**EXERCISE TASK**
A single run of lines is to be printed exactly: starting at the line with "What React and" and ending at the line with "import React from 'react';", both included. Leave the pictures out.

-- start of SUPPLIED RECORDS --

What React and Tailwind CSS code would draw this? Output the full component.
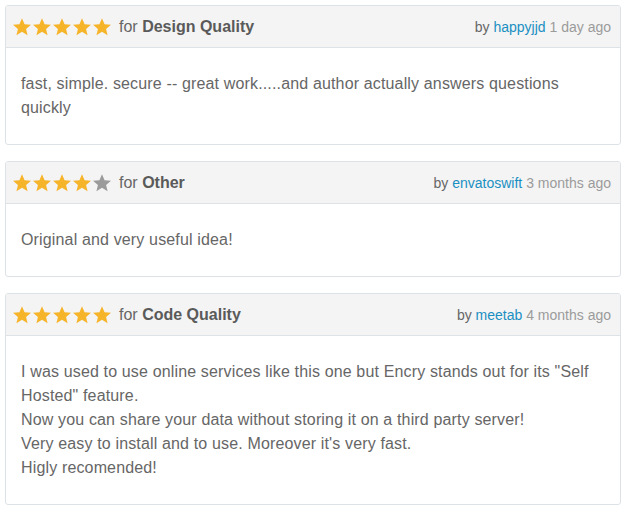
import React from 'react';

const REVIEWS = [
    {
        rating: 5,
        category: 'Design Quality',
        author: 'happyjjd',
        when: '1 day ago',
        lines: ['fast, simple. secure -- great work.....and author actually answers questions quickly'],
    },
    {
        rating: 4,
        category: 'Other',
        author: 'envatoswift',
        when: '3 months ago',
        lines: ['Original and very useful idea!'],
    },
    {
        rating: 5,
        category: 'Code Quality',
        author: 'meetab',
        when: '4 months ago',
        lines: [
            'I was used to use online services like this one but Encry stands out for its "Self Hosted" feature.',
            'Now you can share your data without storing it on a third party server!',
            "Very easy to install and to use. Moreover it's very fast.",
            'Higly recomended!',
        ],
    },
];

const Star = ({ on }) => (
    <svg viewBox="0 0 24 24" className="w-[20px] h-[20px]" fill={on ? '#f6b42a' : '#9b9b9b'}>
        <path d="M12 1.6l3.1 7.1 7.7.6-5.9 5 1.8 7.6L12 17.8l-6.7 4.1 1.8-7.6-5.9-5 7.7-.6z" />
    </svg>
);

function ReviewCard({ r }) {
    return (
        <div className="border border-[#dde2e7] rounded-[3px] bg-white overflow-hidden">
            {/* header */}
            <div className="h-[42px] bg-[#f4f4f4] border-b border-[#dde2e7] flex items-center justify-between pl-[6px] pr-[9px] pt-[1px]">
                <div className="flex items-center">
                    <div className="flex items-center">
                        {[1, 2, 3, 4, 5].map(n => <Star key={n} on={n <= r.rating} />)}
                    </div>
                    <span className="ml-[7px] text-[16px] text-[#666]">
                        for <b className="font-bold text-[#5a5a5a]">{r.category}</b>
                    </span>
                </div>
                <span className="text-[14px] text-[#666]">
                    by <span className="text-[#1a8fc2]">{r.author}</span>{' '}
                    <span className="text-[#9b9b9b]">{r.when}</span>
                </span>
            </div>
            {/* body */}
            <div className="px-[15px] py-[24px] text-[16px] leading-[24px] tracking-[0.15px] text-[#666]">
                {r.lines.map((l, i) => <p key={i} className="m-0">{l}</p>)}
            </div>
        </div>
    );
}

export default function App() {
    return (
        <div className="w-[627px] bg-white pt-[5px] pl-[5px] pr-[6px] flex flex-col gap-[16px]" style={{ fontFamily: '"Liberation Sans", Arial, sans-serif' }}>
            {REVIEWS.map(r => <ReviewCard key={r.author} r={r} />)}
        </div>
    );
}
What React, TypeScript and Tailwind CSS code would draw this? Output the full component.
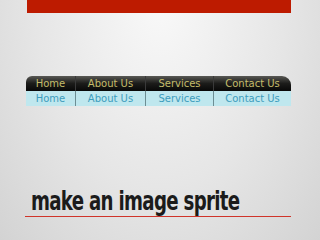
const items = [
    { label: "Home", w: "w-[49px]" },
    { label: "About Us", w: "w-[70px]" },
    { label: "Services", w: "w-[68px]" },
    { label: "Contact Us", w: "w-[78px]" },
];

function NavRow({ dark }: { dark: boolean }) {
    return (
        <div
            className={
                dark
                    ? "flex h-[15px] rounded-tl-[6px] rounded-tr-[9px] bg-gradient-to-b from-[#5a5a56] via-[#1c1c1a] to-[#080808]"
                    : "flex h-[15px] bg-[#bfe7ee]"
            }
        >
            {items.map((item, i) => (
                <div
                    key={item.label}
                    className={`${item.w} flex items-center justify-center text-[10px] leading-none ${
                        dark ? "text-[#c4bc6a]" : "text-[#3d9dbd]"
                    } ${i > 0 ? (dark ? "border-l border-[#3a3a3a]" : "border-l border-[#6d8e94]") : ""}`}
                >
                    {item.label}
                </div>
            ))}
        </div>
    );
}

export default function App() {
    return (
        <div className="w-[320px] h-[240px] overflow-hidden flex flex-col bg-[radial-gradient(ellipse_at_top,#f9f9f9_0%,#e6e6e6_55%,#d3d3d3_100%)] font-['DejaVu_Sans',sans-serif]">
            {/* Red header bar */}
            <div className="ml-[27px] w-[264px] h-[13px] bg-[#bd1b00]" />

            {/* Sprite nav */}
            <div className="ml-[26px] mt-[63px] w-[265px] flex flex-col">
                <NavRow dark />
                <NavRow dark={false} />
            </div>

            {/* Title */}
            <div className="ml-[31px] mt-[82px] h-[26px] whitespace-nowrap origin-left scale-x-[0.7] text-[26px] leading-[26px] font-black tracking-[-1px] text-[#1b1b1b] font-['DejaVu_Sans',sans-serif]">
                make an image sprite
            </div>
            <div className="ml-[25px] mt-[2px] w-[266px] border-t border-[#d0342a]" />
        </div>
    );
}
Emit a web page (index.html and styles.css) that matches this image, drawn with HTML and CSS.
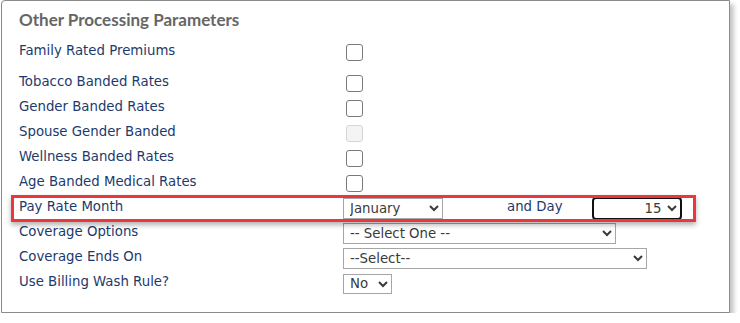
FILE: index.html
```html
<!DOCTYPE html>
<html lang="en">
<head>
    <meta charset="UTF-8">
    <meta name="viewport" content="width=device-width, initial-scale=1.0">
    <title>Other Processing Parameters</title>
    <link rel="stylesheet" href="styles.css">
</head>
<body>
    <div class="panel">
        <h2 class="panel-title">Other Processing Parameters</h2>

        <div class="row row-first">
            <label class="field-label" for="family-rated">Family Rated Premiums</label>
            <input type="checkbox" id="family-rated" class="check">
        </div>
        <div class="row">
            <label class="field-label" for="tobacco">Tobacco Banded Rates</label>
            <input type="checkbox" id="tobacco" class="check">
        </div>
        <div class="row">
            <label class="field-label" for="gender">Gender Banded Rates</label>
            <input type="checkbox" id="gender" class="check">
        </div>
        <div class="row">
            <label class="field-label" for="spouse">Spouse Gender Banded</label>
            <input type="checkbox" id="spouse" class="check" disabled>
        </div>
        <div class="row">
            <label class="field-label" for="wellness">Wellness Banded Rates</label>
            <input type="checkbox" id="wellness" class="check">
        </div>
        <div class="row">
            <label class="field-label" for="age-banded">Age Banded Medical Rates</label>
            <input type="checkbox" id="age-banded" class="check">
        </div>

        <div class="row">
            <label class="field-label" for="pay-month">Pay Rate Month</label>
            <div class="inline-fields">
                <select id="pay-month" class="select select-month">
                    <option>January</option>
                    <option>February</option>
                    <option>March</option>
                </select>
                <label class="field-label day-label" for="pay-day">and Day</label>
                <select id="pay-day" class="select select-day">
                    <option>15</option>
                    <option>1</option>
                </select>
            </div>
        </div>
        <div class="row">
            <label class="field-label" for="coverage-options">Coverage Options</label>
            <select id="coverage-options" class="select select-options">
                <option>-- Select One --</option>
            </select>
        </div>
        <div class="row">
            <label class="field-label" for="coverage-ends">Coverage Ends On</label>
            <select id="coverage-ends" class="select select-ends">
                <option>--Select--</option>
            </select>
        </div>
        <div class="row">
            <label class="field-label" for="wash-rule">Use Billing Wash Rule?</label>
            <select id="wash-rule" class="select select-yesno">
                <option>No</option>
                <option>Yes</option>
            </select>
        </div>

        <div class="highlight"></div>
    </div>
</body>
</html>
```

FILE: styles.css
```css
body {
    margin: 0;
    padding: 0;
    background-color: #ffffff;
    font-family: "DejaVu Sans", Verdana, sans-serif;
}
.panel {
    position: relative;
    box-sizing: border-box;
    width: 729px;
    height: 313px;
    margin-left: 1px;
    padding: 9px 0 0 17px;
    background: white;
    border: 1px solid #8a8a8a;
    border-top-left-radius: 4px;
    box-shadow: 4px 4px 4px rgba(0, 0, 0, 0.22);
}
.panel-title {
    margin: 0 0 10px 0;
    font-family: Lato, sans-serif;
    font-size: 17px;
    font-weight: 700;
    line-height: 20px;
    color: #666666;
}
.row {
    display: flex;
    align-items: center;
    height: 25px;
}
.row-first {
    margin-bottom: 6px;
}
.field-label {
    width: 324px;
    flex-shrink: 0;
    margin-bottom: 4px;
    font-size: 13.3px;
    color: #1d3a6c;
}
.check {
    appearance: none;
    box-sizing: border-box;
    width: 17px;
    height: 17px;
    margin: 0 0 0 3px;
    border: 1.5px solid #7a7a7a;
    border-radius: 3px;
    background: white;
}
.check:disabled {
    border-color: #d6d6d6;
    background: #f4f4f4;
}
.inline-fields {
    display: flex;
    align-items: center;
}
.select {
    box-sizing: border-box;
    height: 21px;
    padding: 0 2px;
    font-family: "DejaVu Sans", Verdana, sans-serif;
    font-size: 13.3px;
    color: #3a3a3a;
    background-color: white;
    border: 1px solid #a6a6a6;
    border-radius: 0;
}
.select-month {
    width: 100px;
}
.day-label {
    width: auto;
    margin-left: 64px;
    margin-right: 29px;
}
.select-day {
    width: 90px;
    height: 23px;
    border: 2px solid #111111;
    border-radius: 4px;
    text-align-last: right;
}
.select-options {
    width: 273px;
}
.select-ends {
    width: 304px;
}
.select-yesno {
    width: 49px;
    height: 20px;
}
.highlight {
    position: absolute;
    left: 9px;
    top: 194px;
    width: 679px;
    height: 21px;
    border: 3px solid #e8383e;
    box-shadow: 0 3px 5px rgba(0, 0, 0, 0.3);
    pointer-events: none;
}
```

-- end of SUPPLIED RECORDS --
-- start of SUPPLIED RECORDS --

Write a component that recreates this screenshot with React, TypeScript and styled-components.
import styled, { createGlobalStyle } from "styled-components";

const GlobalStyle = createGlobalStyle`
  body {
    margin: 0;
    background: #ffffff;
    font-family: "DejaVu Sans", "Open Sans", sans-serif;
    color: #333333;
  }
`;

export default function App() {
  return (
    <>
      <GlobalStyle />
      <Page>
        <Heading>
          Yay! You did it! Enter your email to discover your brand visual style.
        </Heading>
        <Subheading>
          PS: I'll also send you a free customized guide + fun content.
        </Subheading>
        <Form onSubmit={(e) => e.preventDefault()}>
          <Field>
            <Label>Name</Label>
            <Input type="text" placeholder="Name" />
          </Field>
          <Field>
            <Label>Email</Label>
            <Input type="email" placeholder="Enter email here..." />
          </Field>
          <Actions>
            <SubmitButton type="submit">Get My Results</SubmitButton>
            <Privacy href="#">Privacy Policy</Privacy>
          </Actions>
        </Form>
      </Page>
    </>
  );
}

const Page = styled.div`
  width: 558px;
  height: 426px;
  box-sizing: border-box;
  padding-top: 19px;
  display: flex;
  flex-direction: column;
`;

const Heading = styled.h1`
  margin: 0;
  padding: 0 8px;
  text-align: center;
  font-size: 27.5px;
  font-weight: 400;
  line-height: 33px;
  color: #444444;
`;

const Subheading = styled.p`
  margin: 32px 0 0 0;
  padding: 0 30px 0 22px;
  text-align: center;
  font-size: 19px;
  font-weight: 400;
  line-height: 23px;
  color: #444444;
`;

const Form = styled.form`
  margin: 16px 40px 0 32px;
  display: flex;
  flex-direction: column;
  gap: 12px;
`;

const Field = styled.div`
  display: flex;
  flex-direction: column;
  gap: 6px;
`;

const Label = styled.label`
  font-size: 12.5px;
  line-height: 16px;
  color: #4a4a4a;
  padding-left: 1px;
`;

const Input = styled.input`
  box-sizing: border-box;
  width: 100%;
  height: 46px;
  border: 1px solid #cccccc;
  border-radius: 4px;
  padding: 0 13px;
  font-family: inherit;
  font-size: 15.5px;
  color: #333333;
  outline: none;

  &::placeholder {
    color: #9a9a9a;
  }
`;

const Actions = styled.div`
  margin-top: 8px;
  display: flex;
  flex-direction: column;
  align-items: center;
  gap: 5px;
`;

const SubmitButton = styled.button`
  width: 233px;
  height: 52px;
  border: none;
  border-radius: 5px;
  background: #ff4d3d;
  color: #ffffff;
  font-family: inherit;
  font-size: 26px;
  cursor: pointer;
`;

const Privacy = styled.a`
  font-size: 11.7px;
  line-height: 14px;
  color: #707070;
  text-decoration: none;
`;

-- end of SUPPLIED RECORDS --

**FINISHED EXERCISE**
What React and Tailwind CSS code would draw this? Output the full component.
import React from 'react';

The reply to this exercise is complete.